Gainsbourg: A Heroic Life **
Directed by: Joann Sfar.
Written by: Joann Sfar based on his graphic novel.
Starring: Eric Elmosnino (Serge Gainsbourg), Lucy Gordon (Jane Birkin), Laetitia Casta (Brigitte Bardot), Doug Jones (La Gueule), Anna Mouglalis (Juliette Gréco), Mylène Jampanoï (Bambou), Sara Forestier (France Gall), Kacey Mottet Klein (Lucien Ginsburg), Razvan Vasilescu (Joseph Ginsburg), Dinara Drukarova (Olga Ginsburg).
Serge Gainsbourg was a huge French star in the 1960s, and remained a popular fixture in French culture until he died in 1991. This biopic on his life is eccentric, strange, not altogether successful and way overlong. It was written and directed Joann Sfar, who adapted his own graphic novel for the screen and he tries to recreate some of that comic book stylistics to the screen version. For me, those touches worked at first – but gradually grew tiresome through the course of the movie. For the first hour, I enjoyed the movie, then gradually my enjoyed decreased, as the film starting going through the motions of the musician biopic.
The film’s opening passages are the best – showing Gainsbourg when he was a child named Lucien Ginsburg. This is 1940s, Nazi occupied France, and Ginsburg is Jewish, but he is not ashamed or embarrassed by this. When the Nazis say that all Jews must wear golden stars on their clothes, Ginsburg barges into the police station to get his first. In these opening scenes, Ginsburg is often followed around by a large, huge headed Jewish caricature – kind of like the beginning of Borat – which for many Jews, must have been how they felt being forced to wear these stars – that they were being singled out, and everyone was staring at them.
As the movie progresses, it drops that comic book creation, but creates another – an exaggerated version of Gainsbourg himself, with a huge nose and ears, who often stalks beside him and whispers into his ear – telling him to do bad things. By this point, Gainsbourg is played by Eric Elmosnino, and the resemblance to the real Gainsbourg is uncanny. Apparently, Sfar wanted Gainsbourg’s real life daughter, Charlotte (that fearless actress for Lars von Trier’s two most recent film Antichrist and Melancholia) to play the role, but she thought it would be too difficult for her to portray her father – on an emotional level, not an acting one. If Gainsbourg had played the role, it would have been an event. But Elmosnino does a remarkable job with the role. We see him as he becomes a star, has affairs with some of the beautiful women in the world – including Bridget Bardot (Laetita Casta) and Jane Birkin (Lucy Gordon), who he’ll marry (and father Charlotte).
For much of the running time, Gainsbourg entertained me, or at least amused me.
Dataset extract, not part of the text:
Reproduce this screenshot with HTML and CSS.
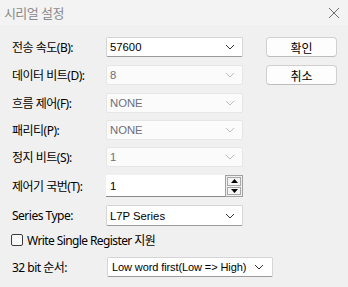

But as it progressed, it started to go through the motions of the biopic that we have seen too often by this point. Gainsbourg drinks and smokes constantly – is self destructive, and drives everyone around him away. Sadder, he never wins them back either.
Perhaps we like biopics about musicians we already know and love when we walk into the theatre. That may explain why I had much more patience with the Johnny Cash biopic Walk the Line or the Ray Charles biopic Ray. I didn’t know too much about Gainsbourg before watching this film, and while I recognized a surprising amount of the music (because it is in French after all), the film never really moved me the same way. And when it was all over, I was left with a question. What exactly was heroic about Gainsbourg’s life?